Youth from the school worked throughout the morning on the poles that would eventually be used to stretch the moosehide. River Norwegian, left, and Destiny Ekotla helped to scrape the bark from the poles. - photo courtesy of Sharon Allen

As the hide is skinned, fleshed, stretched and finished, its colour and marks form a blueprint for the experienced eye to read.

That's the lesson students at Thomas Simpson School in Fort Simpson have been learning over the past month. Currently, the youth are working on a moosehide donated to the school by Liidlii Kue First Nation Chief Jerry Antoine.

Under the tutelage of language and culture teacher Sharon Allen, students spent much of June 8 peeling hair from the hide and fleshing it, as well as creating poles that will eventually be used to hang and stretch the hide.
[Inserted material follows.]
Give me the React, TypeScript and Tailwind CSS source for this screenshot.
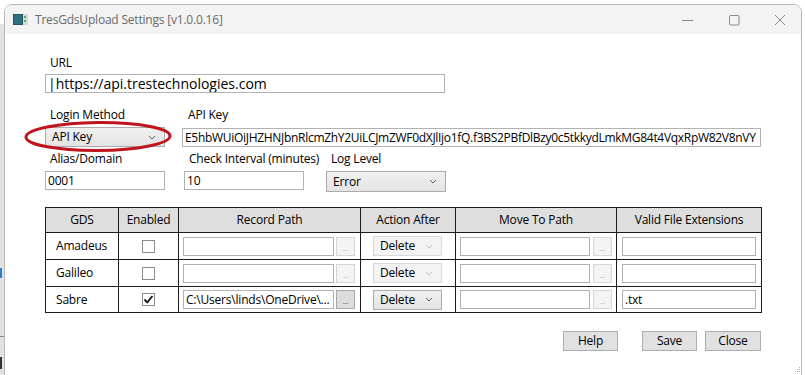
import React from 'react';

const font = "font-['Segoe_UI','Open_Sans',sans-serif]";

function Chevron({ light }: { light?: boolean }) {
  return (
    <svg width="8" height="5" viewBox="0 0 8 5" className="shrink-0">
      <path d="M1 1 L4 4 L7 1" fill="none" stroke={light ? '#c4c4c4' : '#606060'} strokeWidth="1" />
    </svg>
  );
}

function Combo({ text, w, h = 20, disabled }: { text: string; w: string; h?: number; disabled?: boolean }) {
  return (
    <div
      className={`${w} flex items-center justify-between pl-[6px] pr-[8px] border text-[12px] text-black ${
        disabled ? 'bg-[#f3f3f3] border-[#dadada]' : 'bg-gradient-to-b from-[#f0f0f0] to-[#e4e4e4] border-[#acacac]'
      }`}
      style={{ height: h }}
    >
      <span>{text}</span>
      <Chevron light={disabled} />
    </div>
  );
}

function Field({ text, w, big, tight }: { text?: string; w: string; big?: boolean; tight?: boolean }) {
  return (
    <div
      className={`${w} h-[19px] border border-[#b2b2b2] bg-white pl-[2px] overflow-hidden whitespace-nowrap flex items-center text-black ${
        big ? 'text-[14px] tracking-[0px]' : 'text-[12px]'
      } ${tight ? 'tracking-[-0.3px]' : ''}`}
    >
      {text}
    </div>
  );
}

function Dots({ enabled }: { enabled?: boolean }) {
  return (
    <div
      className={`w-[19px] h-[19px] border flex items-end justify-center pb-[3px] text-[8px] leading-none ${
        enabled ? 'bg-[#dcdcdc] border-[#a9a9a9] text-[#555]' : 'bg-[#f4f4f4] border-[#d6d6d6] text-[#b0b0b0]'
      }`}
    >
      ...
    </div>
  );
}

function Check({ checked }: { checked?: boolean }) {
  return (
    <div className="w-[13px] h-[13px] border border-[#8c8c8c] bg-white mx-auto flex items-center justify-center">
      {checked && (
        <svg width="11" height="11" viewBox="0 0 11 11">
          <path d="M1.5 5.5 L4.3 8.3 L9.5 2" fill="none" stroke="#111" strokeWidth="1.8" />
        </svg>
      )}
    </div>
  );
}

const rows = [
  { gds: 'Amadeus', enabled: false, record: '', ext: '' },
  { gds: 'Galileo', enabled: false, record: '', ext: '' },
  { gds: 'Sabre', enabled: true, record: 'C:\\Users\\linds\\OneDrive\\...', ext: '.txt' },
];

export default function App() {
  return (
    <div className={`w-[805px] h-[375px] overflow-hidden bg-white flex ${font} tracking-[-0.2px]`}>
      {/* desktop strip behind the window */}
      <div className="w-[4px] mt-[24px] h-[400px] bg-[#e2e2e2] flex flex-col">
        <div className="mt-[244px] h-[10px] w-[2px] bg-[#2b7fd0]" />
        <div className="mt-[58px] h-[1px] w-[4px] bg-[#8a8a8a]" />
        <div className="mt-[20px] h-[12px] w-[2px] bg-[#333]" />
      </div>

      {/* window */}
      <div className="mt-[4px] w-[798px] h-[420px] border border-[#b8b8b8] rounded-t-[8px] bg-white overflow-hidden relative">
        {/* title bar */}
        <div className="h-[29px] bg-[#f3f3f3] flex items-center">
          <svg width="15" height="11" viewBox="0 0 15 11" className="ml-[8px]">
            <rect x="0" y="0" width="10" height="11" fill="#24566a" />
            <rect x="1" y="1" width="8" height="9" fill="#2f6f7e" />
            <rect x="10" y="0" width="5" height="11" fill="#d9d9d9" />
            <rect x="11" y="2" width="2" height="2" fill="#4caf50" />
            <rect x="11" y="6" width="2" height="2" fill="#4caf50" />
          </svg>
          <span className="ml-[7px] text-[12px] text-[#6a6a6a]">TresGdsUpload Settings [v1.0.0.16]</span>
          <div className="ml-auto flex items-center">
            <svg width="12" height="12" viewBox="0 0 12 12" className="mr-[34px]">
              <path d="M0 6.5 H11" stroke="#8a8a8a" strokeWidth="1" />
            </svg>
            <svg width="12" height="12" viewBox="0 0 12 12" className="mr-[34px]">
              <rect x="1.5" y="1.5" width="9.5" height="9.5" rx="1" fill="none" stroke="#8a8a8a" strokeWidth="1" />
            </svg>
            <svg width="12" height="12" viewBox="0 0 12 12" className="mr-[15px]">
              <path d="M1 1 L11 11 M11 1 L1 11" stroke="#8a8a8a" strokeWidth="1" />
            </svg>
          </div>
        </div>

        {/* body */}
        <div className="pl-[40px] pt-[21px] text-[12px] text-black">
          <div className="pl-[5px] h-[16px] leading-[16px]">URL</div>
          <div className="mt-[3px]">
            <Field w="w-[400px]" big text="|https://api.trestechnologies.com" />
          </div>

          {/* login / api key */}
          <div className="mt-[14px] flex">
            <div className="w-[137px] relative">
              <div className="pl-[5px] h-[16px] leading-[16px]">Login Method</div>
              <div className="mt-[4px]">
                <Combo text="API Key" w="w-[120px]" />
              </div>
              <svg width="150" height="33" viewBox="0 0 150 33" className="absolute left-[-21px] top-[13px] pointer-events-none">
                <ellipse cx="74" cy="16.5" rx="72" ry="14" fill="none" stroke="#c0141c" strokeWidth="3" transform="rotate(-0.5 74 16.5)" />
              </svg>
            </div>
            <div>
              <div className="pl-[6px] h-[16px] leading-[16px]">API Key</div>
              <div className="mt-[5px]">
                <Field
                  w="w-[579px]"
                  tight
                  text="E5hbWUiOiJHZHNJbnRlcmZhY2UiLCJmZWF0dXJlIjo1fQ.f3BS2PBfDlBzy0c5tkkydLmkMG84t4VqxRpW82V8nVY"
                />
              </div>
            </div>
          </div>

          {/* alias / interval / log level */}
          <div className="mt-[4px] flex">
            <div className="w-[139px]">
              <div className="pl-[5px] h-[16px] leading-[16px]">Alias/Domain</div>
              <div className="mt-[4px]">
                <Field w="w-[120px]" text="0001" />
              </div>
            </div>
            <div className="w-[142px]">
              <div className="pl-[5px] h-[16px] leading-[16px]">Check Interval (minutes)</div>
              <div className="mt-[4px]">
                <Field w="w-[120px]" text="10" />
              </div>
            </div>
            <div>
              <div className="pl-[5px] h-[16px] leading-[16px]">Log Level</div>
              <div className="mt-[4px]">
                <Combo text="Error" w="w-[120px]" h={21} />
              </div>
            </div>
          </div>

          {/* gds table */}
          <table className="mt-[15px] w-[716px] table-fixed border-collapse text-[12px]">
            <colgroup>
              <col className="w-[73px]" />
              <col className="w-[60px]" />
              <col className="w-[182px]" />
              <col className="w-[95px]" />
              <col className="w-[161px]" />
              <col className="w-[145px]" />
            </colgroup>
            <thead>
              <tr className="h-[25px] bg-[#dedede]">
                {['GDS', 'Enabled', 'Record Path', 'Action After', 'Move To Path', 'Valid File Extensions'].map((h) => (
                  <th key={h} className="border border-[#1c1c1c] font-normal text-center p-0">
                    {h}
                  </th>
                ))}
              </tr>
            </thead>
            <tbody>
              {rows.map((r, i) => (
                <tr key={r.gds} className={i === 2 ? 'h-[26px]' : 'h-[27px]'}>
                  <td className="border border-[#1c1c1c] pl-[10px] p-0">{r.gds}</td>
                  <td className="border border-[#1c1c1c] p-0">
                    <Check checked={r.enabled} />
                  </td>
                  <td className="border border-[#1c1c1c] p-0">
                    <div className="flex items-center gap-[2px] pl-[4px]">
                      <Field w="w-[151px]" text={r.record} />
                      <Dots enabled={r.enabled} />
                    </div>
                  </td>
                  <td className="border border-[#1c1c1c] p-0">
                    <div className="pl-[12px]">
                      <Combo text="Delete" w="w-[69px]" disabled={!r.enabled} />
                    </div>
                  </td>
                  <td className="border border-[#1c1c1c] p-0">
                    <div className="flex items-center gap-[3px] pl-[4px]">
                      <Field w="w-[130px]" />
                      <Dots />
                    </div>
                  </td>
                  <td className="border border-[#1c1c1c] p-0">
                    <div className="pl-[5px]">
                      <Field w="w-[134px]" text={r.ext} />
                    </div>
                  </td>
                </tr>
              ))}
            </tbody>
          </table>

          {/* buttons */}
          <div className="mt-[18px] w-[716px] flex justify-end">
            <button className="w-[55px] h-[20px] bg-[#e1e1e1] border border-[#adadad] text-[12px]">Help</button>
            <button className="ml-[24px] w-[55px] h-[20px] bg-[#e1e1e1] border border-[#adadad] text-[12px]">Save</button>
            <button className="ml-[8px] w-[56px] h-[20px] bg-[#e1e1e1] border border-[#adadad] text-[12px]">Close</button>
          </div>
        </div>

        {/* resize grip */}
        <svg width="8" height="8" viewBox="0 0 8 8" className="absolute left-[788px] top-[362px]">
          <rect x="6" y="0" width="1" height="1" fill="#b0b0b0" />
          <rect x="4" y="2" width="1" height="1" fill="#b0b0b0" />
          <rect x="6" y="2" width="1" height="1" fill="#b0b0b0" />
          <rect x="2" y="4" width="1" height="1" fill="#b0b0b0" />
          <rect x="4" y="4" width="1" height="1" fill="#b0b0b0" />
          <rect x="6" y="4" width="1" height="1" fill="#b0b0b0" />
        </svg>
      </div>
    </div>
  );
}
Allen said the process could take weeks from start to finish.

"I'm so grateful for the students to have this experience," she said.

Peeling the hair from the hide was made easier by the fact the hide was covered in a layer of maggots. Despite the ick factor, Allen said, her students - some of whom had never worked on a moosehide before - wasted no time getting their hands dirty.

Fleshing starts in afternoon

The more difficult matter of fleshing the hide began in the afternoon as Allen and her students set about the painstaking task of scraping the hide clean of rotten meat and membrane.

Antoine said he donated the hide after reading a message someone left him at work. The timing couldn't have been better, he said.

Antoine had been asked to take the hide during this past winter. He put it in a shady area on his property and piled snow on top.

"I knew that area was not going to melt right away ... That way I could start working at it the end of May or beginning of June."

As it turned out, Antoine's schedule filled up quickly. Between a spring renewal ceremony and language conference, he did not have the time to work at the hide.

It was then he received the message about Allen's search for a hide.

"I asked her, and the excitement, the tone of her voice - she said, 'I'll be there in 15 minutes,'" he recalled.

"It's good to share."

Antoine has an appreciation for the story behind each moosehide, which developed after a recent hide he worked on was shown to some community elders.

"The way they were talking about it, where the bullet hole was and how that gives you a picture of the character of the hunter," he said.

"They also talked about the character of the skinner."

Vein imprints on the hide showed that the animal had been left overnight instead of immediately skinned.

Meanwhile, the condition of the animal itself told another story.

"They saw there were some chew marks on the hide. This moose was female ... and they also heard this cow moose did not have any calves around. So with teeth marks on the hide, that told them this moose was attacked by a predator," he said.

The predator likely killed her calf.

"All of this was just while they were working on that hide. I didn't know anything about that until I was sitting with them," he said.

Allen said she plans to have some of the community's younger students participate in the hide preparation as well.